Sudha Gopalakrishnan (National Mission for Manuscripts, India) : presents a report on the activities of the Mission and that the Mission is attempting to create a Database of Manuscripts since three years and that they have developed a website for sharing the information.

Michael Witzel (Harvard University):Some Manuscripts, Some Colophons, Some Conclusions: He states that Atharvaveda is preserved and practiced by some Brahmin families, like Pacoli or five Brahmin families. Thus the Atharvaveda is mostly prevalent in Gujarat. He argues that the Rama and Krishna cults have spread from 16th century onwards. Dara Shukou, the Mughal Prince had summoned the Vedic Pandits to Agra by an imperial firman to teach him Veda. Sayana did great service to Veda under Vijayanagara rule. Due to political compulsions, the studies were confined to the south because of the royal patronage.

I told him that the south also has contributed much to the Vedic learning and Sanskrit literature from ancient times but because of the Islamic onslaughts, it appears as if it is confined to south. He took the comment positively.

Francois Voegeli (Universite de Lausanne, Switzerland): Hints on the position of Vadhulas among the Vedic Schools of Ritual: He says that Vadhulasakhasutra preceded Anvakhyana and that it is an unfinished work mostly prevalent in Kerala among Nambudris. It disappeared from North.

Timothy Lubin (Washington and Lee University): Formats for the Standardisation of Vedic Domestic Ritual: He makes a distinction between early Vedic Homa rituals where sacrifice is offered to Agni and later worship rituals the offerings are not made to Agni. The offerings are made to deities in image forms but the same mantras are used for these new forms of worship.

I told him that the religious practices have been changing from time to time as per the yuga dharma. But the same Veda mantras are used in the newer forms of worship. Feeding a hungry man also amounts to offering made to Agni as Agni has several forms, like jatharagni. In the later temple worship also Veda mantras are adopted and thus the Veda is a continuous stream though the practices may change. He took the suggestion positively.

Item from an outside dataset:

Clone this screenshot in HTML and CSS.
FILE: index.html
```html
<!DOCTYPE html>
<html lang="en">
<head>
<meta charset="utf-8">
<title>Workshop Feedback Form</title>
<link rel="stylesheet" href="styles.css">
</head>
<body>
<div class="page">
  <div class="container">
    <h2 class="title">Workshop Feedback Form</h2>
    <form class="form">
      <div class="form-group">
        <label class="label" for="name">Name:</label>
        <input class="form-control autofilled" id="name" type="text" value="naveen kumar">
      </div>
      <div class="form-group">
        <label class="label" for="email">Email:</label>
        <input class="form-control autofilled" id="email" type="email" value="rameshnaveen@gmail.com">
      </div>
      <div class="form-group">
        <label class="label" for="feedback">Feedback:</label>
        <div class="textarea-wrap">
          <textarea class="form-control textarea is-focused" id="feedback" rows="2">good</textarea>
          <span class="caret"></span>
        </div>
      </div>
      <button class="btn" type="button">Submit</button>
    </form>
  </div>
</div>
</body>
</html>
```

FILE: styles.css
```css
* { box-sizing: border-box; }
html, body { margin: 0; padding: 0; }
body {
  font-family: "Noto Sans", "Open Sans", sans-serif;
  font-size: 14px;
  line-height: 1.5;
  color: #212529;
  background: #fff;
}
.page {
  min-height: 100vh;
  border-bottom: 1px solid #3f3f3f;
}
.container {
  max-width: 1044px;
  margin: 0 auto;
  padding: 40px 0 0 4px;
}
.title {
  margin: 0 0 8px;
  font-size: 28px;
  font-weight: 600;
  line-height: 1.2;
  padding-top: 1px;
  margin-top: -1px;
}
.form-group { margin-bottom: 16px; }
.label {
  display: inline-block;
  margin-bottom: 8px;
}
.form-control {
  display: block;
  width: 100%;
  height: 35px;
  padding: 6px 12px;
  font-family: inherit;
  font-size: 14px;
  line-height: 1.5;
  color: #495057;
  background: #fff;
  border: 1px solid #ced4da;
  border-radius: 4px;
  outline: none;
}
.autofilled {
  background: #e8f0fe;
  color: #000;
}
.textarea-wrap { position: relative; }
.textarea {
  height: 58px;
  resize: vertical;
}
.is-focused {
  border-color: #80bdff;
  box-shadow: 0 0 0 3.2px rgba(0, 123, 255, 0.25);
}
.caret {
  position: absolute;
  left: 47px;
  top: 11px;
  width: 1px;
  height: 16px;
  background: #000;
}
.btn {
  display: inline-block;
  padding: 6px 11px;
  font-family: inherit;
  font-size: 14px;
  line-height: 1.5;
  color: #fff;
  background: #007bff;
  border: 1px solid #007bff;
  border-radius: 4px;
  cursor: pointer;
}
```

Shingo Einoo (University of Tokyo, Japan): Rites for Rain in the Vedic and Post-Vedic Literature: He refers to two hymns in Rigveda and three hymns in Atharvaveda to obtain rain. But he opines that in the later Vedic period, only inauguration ceremonies for water reservoirs are mentioned and the Puranas do not refer to rites for rain. But Buddhist tantric texts such as Amoghapasakalparaja and the Manjusrikalpa give several examples of rites for rain.

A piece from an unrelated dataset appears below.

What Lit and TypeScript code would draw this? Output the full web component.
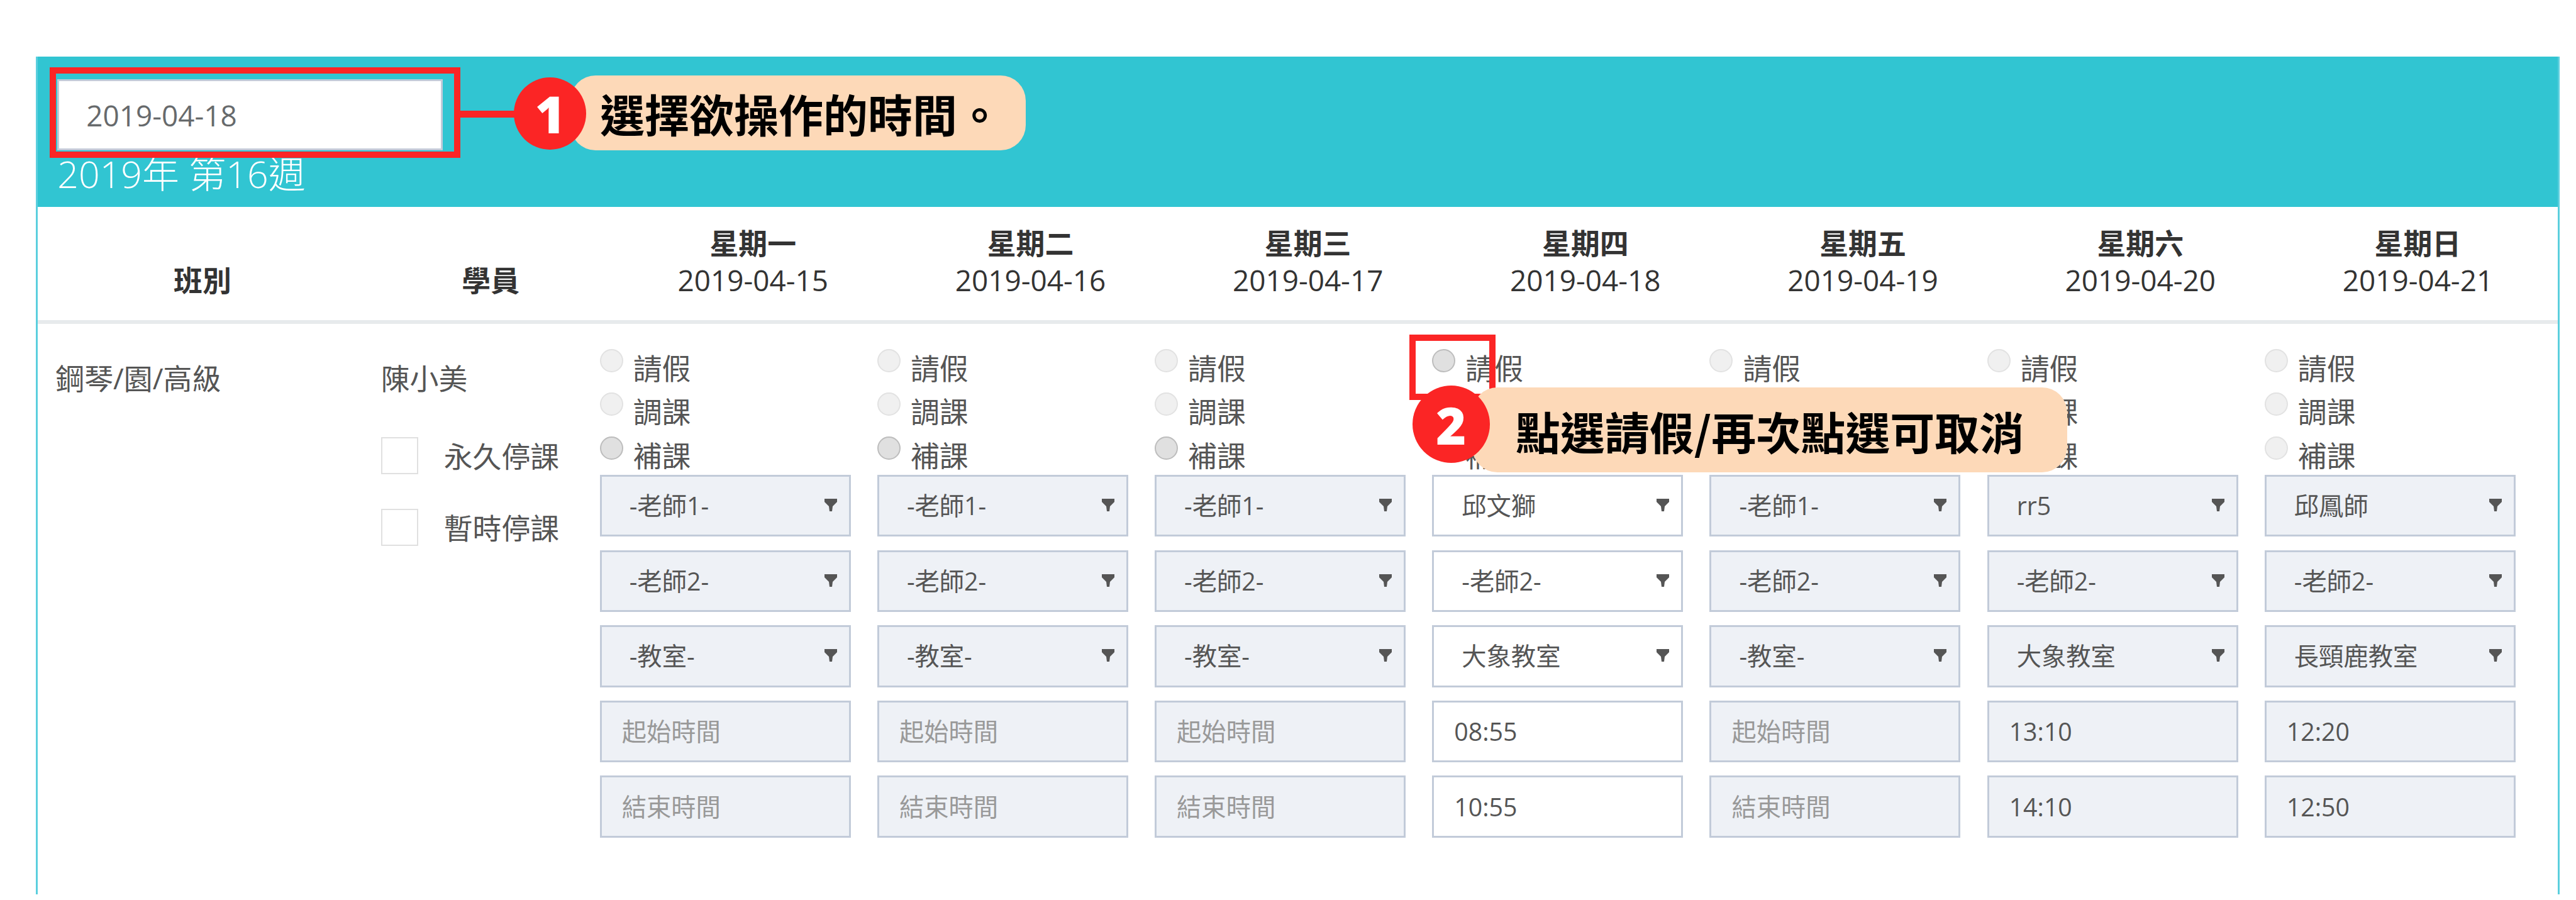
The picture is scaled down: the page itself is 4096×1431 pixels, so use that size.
import { LitElement, html, css } from 'lit';
import { customElement } from 'lit/decorators.js';

interface Day {
  name: string;
  date: string;
  active?: boolean;
  teacher1: string;
  room: string;
  start: string;
  end: string;
  dark: number; // which radio has the darker hover look, -1 for none
}

const DAYS: Day[] = [
  { name: '星期一', date: '2019-04-15', teacher1: '-老師1-', room: '-教室-', start: '', end: '', dark: 2 },
  { name: '星期二', date: '2019-04-16', teacher1: '-老師1-', room: '-教室-', start: '', end: '', dark: 2 },
  { name: '星期三', date: '2019-04-17', teacher1: '-老師1-', room: '-教室-', start: '', end: '', dark: 2 },
  { name: '星期四', date: '2019-04-18', active: true, teacher1: '邱文獅', room: '大象教室', start: '08:55', end: '10:55', dark: 0 },
  { name: '星期五', date: '2019-04-19', teacher1: '-老師1-', room: '-教室-', start: '', end: '', dark: -1 },
  { name: '星期六', date: '2019-04-20', teacher1: 'rr5', room: '大象教室', start: '13:10', end: '14:10', dark: -1 },
  { name: '星期日', date: '2019-04-21', teacher1: '邱鳳師', room: '長頸鹿教室', start: '12:20', end: '12:50', dark: -1 },
];

const LEAVE = ['請假', '調課', '補課'];

@customElement('app-root')
export class AppRoot extends LitElement {
  static styles = css`
    :host {
      display: block;
      position: relative;
      height: 1431px;
      background: #fff;
      overflow: hidden;
      font-family: 'Open Sans', 'Noto Sans CJK TC', sans-serif;
      font-size: 45.9px;
      color: #555;
    }
    .card {
      box-sizing: border-box;
      margin: 90px 0 0 57.3px;
      width: 4013px;
      height: 1332px;
      border-left: 3.3px solid #5bcfde;
      border-right: 3.3px solid #5bcfde;
    }
    .banner {
      box-sizing: border-box;
      height: 239px;
      padding: 36px 0 0 31px;
      background: #31c5d2;
      color: #fff;
    }
    .date-input {
      display: block;
      box-sizing: border-box;
      width: 613px;
      height: 113px;
      padding: 0 0 0 43px;
      border: 3.3px solid #c2cbd9;
      background: #fff;
      color: #676a6c;
      font: inherit;
      outline: none;
    }
    h2 {
      margin: 8px 0 0;
      font-size: 59px;
      font-weight: 300;
      line-height: 59px;
    }
    .head {
      display: grid;
      grid-template-columns: 523.4px 393px repeat(7, 441.2px);
      box-sizing: border-box;
      height: 186px;
      padding-bottom: 6.5px;
      border-bottom: 6.5px solid #e7eaec;
      color: #333;
      text-align: center;
      line-height: 59px;
    }
    .head > div {
      align-self: end;
      padding-bottom: 28px;
    }
    .head b {
      display: block;
      font-weight: 600;
    }
    .body {
      display: grid;
      grid-template-columns: 545.4px 348px repeat(7, 441.2px);
    }
    .class-cell {
      padding: 56px 0 0 27.9px;
      line-height: 60px;
    }
    .student {
      padding-top: 56px;
      line-height: 60px;
    }
    .stop {
      display: flex;
      flex-direction: column;
      gap: 54px;
      margin-top: 63.5px;
    }
    .stop label {
      display: flex;
      align-items: center;
      gap: 41px;
    }
    .stop input {
      appearance: none;
      box-sizing: border-box;
      width: 59px;
      height: 59px;
      margin: 0;
      border: 2.5px solid #e0e0e0;
      background: #fff;
    }
    .day {
      display: flex;
      flex-direction: column;
      gap: 21.3px;
      width: 398.9px;
      padding-top: 39.5px;
    }
    .radios {
      display: flex;
      flex-direction: column;
      gap: 9.6px;
      margin-bottom: -19.9px;
    }
    .radios label {
      display: flex;
      gap: 16px;
      height: 60px;
      line-height: 60px;
    }
    .radios input {
      appearance: none;
      box-sizing: border-box;
      flex: none;
      width: 37px;
      height: 37px;
      margin: 0;
      border: 2.5px solid #e2e2e2;
      border-radius: 50%;
      background: #f0f0f0;
    }
    .radios input.dark {
      border-color: #bdbdbd;
      background: #e0e0e0;
    }
    .field {
      position: relative;
      height: 98.3px;
    }
    .field select,
    .field input {
      display: block;
      box-sizing: border-box;
      width: 100%;
      height: 100%;
      margin: 0;
      border: 3.3px solid #c2cbd9;
      border-radius: 0;
      background: #eef1f6;
      color: #555;
      font: inherit;
      font-size: 39.3px;
      outline: none;
      appearance: none;
    }
    .field select {
      padding: 0 0 0 44px;
    }
    .field input {
      padding: 0 0 0 32px;
    }
    .field input::placeholder {
      color: #999;
      opacity: 1;
    }
    .active select,
    .active input {
      background: #fff;
    }
    .arrow {
      position: absolute;
      top: 38px;
      right: 22px;
      width: 20px;
      height: 20px;
      fill: #555;
    }
    .mark {
      position: absolute;
      box-sizing: border-box;
      border: 10px solid #fb2525;
    }
    .mark.date {
      left: 79.4px;
      top: 107.3px;
      width: 652.7px;
      height: 143.3px;
    }
    .mark.radio {
      left: 2240.8px;
      top: 531.5px;
      width: 136.8px;
      height: 104px;
    }
    .link {
      position: absolute;
      left: 732px;
      top: 176px;
      width: 90px;
      height: 10.6px;
      background: #fb2525;
    }
    .pill {
      position: absolute;
      display: flex;
      align-items: center;
      box-sizing: border-box;
      border-radius: 40px;
      background: #fdd9b8;
      color: #000;
      font-family: 'Noto Sans CJK TC', sans-serif;
      font-size: 71px;
      font-weight: 700;
      white-space: nowrap;
    }
    .pill.one {
      left: 907.4px;
      top: 119.6px;
      width: 724px;
      height: 119px;
      padding-left: 46.7px;
    }
    .pill.two {
      left: 2340.7px;
      top: 616px;
      width: 946px;
      height: 135px;
      padding-left: 69px;
    }
    .num {
      position: absolute;
      display: flex;
      align-items: center;
      justify-content: center;
      border-radius: 50%;
      background: #fb2525;
      color: #fff;
      font-size: 82px;
      font-weight: 800;
    }
    .num.one {
      left: 817.4px;
      top: 122.9px;
      width: 115px;
      height: 115px;
    }
    .num.two {
      left: 2245.7px;
      top: 613.4px;
      width: 123px;
      height: 123px;
    }
  `;

  renderField(value: string, placeholder: string) {
    return html`<div class="field">
      <input type="text" .value=${value} placeholder=${placeholder} />
    </div>`;
  }

  renderSelect(value: string) {
    return html`<div class="field">
      <select><option>${value}</option></select>
      <svg class="arrow" viewBox="0 0 20 20"><path d="M0 0H20V5L13 12L12 20H8L7 12L0 5Z" /></svg>
    </div>`;
  }

  renderDay(day: Day) {
    return html`<div class="day ${day.active ? 'active' : ''}">
      <div class="radios">
        ${LEAVE.map(
          (text, i) => html`<label>
            <input type="radio" class=${day.dark === i ? 'dark' : ''} />${text}
          </label>`
        )}
      </div>
      ${this.renderSelect(day.teacher1)}
      ${this.renderSelect('-老師2-')}
      ${this.renderSelect(day.room)}
      ${this.renderField(day.start, '起始時間')}
      ${this.renderField(day.end, '結束時間')}
    </div>`;
  }

  render() {
    return html`
      <div class="card">
        <div class="banner">
          <input class="date-input" type="text" value="2019-04-18" />
          <h2>2019年 第16週</h2>
        </div>
        <div class="head">
          <div><b>班別</b></div>
          <div><b>學員</b></div>
          ${DAYS.map(d => html`<div><b>${d.name}</b>${d.date}</div>`)}
        </div>
        <div class="body">
          <div class="class-cell">鋼琴/園/高級</div>
          <div class="student">
            陳小美
            <div class="stop">
              <label><input type="checkbox" />永久停課</label>
              <label><input type="checkbox" />暫時停課</label>
            </div>
          </div>
          ${DAYS.map(d => this.renderDay(d))}
        </div>
      </div>

      <div class="mark date"></div>
      <div class="link"></div>
      <div class="pill one">選擇欲操作的時間。</div>
      <div class="num one">1</div>

      <div class="mark radio"></div>
      <div class="pill two">點選請假/再次點選可取消</div>
      <div class="num two">2</div>
    `;
  }
}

He thinks that perhaps Brahmins might have lost interest in the rites for rain!

Boris Oguibenine (Universite Marc Bloch, France) : Crossing the Waters: Buddhist Adaptation of a Vedic Idea: The elements of Vedic tradition survived and absorbed in later Brahminism and Buddhism. In the early Vedic religion, the crossing of water was referring to getting over the obstacles where as in Buddhist speculation it speaks about liberation. Many Vedic metaphors were adopted by the Buddhism.

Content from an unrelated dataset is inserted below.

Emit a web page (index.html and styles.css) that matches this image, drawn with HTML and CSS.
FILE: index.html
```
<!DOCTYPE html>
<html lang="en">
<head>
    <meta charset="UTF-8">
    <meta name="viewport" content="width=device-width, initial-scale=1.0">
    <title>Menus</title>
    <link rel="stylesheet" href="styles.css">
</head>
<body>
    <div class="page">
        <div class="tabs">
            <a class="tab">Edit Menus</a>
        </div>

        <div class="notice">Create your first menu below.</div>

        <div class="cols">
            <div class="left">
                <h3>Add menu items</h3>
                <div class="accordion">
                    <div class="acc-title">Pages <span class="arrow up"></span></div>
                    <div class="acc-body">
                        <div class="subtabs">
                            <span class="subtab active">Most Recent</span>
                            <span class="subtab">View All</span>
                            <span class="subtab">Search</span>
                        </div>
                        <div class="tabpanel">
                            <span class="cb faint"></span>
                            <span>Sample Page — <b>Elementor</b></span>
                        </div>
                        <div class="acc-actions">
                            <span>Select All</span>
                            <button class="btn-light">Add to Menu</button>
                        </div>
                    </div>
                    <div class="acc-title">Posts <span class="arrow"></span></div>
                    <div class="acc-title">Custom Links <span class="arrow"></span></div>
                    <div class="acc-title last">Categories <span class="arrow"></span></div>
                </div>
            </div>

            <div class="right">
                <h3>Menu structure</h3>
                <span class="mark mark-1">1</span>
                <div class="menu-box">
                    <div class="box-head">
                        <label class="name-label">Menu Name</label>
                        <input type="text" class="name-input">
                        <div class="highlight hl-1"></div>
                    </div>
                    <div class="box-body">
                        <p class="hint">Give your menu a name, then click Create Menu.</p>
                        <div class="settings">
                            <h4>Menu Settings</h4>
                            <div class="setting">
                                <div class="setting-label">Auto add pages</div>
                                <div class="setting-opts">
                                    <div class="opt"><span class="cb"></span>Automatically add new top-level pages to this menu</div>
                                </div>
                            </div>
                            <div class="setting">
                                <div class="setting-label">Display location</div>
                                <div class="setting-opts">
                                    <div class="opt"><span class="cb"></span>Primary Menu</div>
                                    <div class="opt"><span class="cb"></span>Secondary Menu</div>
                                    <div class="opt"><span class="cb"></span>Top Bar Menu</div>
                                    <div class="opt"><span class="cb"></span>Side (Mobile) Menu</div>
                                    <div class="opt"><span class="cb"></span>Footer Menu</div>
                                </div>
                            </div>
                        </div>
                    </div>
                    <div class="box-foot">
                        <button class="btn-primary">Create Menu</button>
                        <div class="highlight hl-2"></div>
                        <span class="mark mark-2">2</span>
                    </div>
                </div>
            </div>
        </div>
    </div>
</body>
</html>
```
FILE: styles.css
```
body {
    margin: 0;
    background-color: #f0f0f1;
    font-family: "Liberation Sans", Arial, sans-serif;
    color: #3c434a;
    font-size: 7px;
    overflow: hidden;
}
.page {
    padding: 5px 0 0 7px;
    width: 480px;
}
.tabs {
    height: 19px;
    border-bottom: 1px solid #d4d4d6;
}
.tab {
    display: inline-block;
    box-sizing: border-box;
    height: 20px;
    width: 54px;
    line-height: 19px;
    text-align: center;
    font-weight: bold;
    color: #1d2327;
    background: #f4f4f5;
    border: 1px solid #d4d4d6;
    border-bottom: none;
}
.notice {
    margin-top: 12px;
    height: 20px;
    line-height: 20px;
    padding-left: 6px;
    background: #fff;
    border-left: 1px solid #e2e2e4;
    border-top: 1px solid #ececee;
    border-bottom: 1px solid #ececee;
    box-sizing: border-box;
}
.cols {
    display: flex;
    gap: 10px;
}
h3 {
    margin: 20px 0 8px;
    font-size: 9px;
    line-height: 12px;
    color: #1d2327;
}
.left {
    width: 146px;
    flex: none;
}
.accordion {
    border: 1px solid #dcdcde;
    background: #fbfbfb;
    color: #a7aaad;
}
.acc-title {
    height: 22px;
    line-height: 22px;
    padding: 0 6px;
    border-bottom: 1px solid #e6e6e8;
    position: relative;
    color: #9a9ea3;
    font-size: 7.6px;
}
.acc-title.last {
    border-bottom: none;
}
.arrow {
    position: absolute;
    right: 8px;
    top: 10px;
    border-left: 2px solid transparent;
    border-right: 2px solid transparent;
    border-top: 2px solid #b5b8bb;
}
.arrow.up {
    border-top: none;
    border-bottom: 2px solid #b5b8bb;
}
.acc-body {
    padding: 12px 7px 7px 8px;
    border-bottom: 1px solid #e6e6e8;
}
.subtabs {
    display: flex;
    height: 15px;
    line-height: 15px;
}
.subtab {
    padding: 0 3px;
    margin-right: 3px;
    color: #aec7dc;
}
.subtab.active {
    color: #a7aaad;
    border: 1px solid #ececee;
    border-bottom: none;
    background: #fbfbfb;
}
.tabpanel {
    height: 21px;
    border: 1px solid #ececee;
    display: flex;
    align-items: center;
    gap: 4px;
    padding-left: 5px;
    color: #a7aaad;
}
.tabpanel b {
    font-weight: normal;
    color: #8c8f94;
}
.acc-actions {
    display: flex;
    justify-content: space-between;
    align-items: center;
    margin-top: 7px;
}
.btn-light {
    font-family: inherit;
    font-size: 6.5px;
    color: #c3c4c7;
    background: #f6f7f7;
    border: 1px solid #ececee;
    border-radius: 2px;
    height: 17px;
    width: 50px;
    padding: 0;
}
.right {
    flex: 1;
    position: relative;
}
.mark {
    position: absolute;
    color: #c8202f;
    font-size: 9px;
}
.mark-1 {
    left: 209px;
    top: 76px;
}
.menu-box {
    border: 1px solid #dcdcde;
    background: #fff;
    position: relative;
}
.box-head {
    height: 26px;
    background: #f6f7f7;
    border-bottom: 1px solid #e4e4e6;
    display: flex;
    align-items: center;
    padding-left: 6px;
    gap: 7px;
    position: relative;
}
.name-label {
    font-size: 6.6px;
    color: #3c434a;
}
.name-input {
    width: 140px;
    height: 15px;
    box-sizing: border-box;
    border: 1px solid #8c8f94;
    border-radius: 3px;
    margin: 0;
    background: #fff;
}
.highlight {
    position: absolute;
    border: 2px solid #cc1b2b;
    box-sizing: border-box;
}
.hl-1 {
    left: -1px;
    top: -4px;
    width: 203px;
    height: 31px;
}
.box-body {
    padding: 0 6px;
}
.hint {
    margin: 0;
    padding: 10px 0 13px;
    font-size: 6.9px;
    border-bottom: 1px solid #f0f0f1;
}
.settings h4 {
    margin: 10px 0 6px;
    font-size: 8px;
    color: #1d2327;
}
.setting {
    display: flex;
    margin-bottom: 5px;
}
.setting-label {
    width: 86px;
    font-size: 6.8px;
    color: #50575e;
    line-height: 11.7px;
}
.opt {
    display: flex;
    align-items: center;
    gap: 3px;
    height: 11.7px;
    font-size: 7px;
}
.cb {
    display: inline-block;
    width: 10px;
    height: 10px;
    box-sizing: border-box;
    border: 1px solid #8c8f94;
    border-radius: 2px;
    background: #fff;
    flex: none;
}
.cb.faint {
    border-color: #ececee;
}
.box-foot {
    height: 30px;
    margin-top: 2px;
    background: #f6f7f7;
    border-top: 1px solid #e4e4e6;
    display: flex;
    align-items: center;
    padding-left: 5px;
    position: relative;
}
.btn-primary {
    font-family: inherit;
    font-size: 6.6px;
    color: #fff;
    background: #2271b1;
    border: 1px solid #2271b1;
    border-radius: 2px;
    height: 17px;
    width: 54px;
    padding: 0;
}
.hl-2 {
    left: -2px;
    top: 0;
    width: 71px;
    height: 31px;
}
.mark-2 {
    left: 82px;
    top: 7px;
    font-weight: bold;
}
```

Shrikant S.Bahulkar (Central Institute of Higher Tibetan Studies, India): Veda and Vedism in Buddhist Tantric Literature: He establishes that Buddhist tantric texts used Vedic terminology, concepts and metaphors though strongly reacted to the authority of Veda. Buddha was interpreted as Brahmacari, Snataka, Brahmavadi, Brahmana, Brahma, Vishnu, Siva etc. Sacrificial terminology like sruva, bhajana, kunda, caru, soma, sura, yajnopavita etc were also used in a different Buddhist tantric sense. But they tried to show the supremacy of Buddha over the Veda and Buddha dharma over the Vedic tradition. Vajrayana and Mahayana had borrowed much from Vedism. Mantras were also formed. OM has the precedence. A mantra has to start with OM and end with SWAHA. Kalachakra tantra gives a number of mantras with OM and Swaha. Homa is considered as inner yajnam in Buddhism meaning meditation. Buddhist tantras consider day activity as external Yajna and the night for internal Yajna.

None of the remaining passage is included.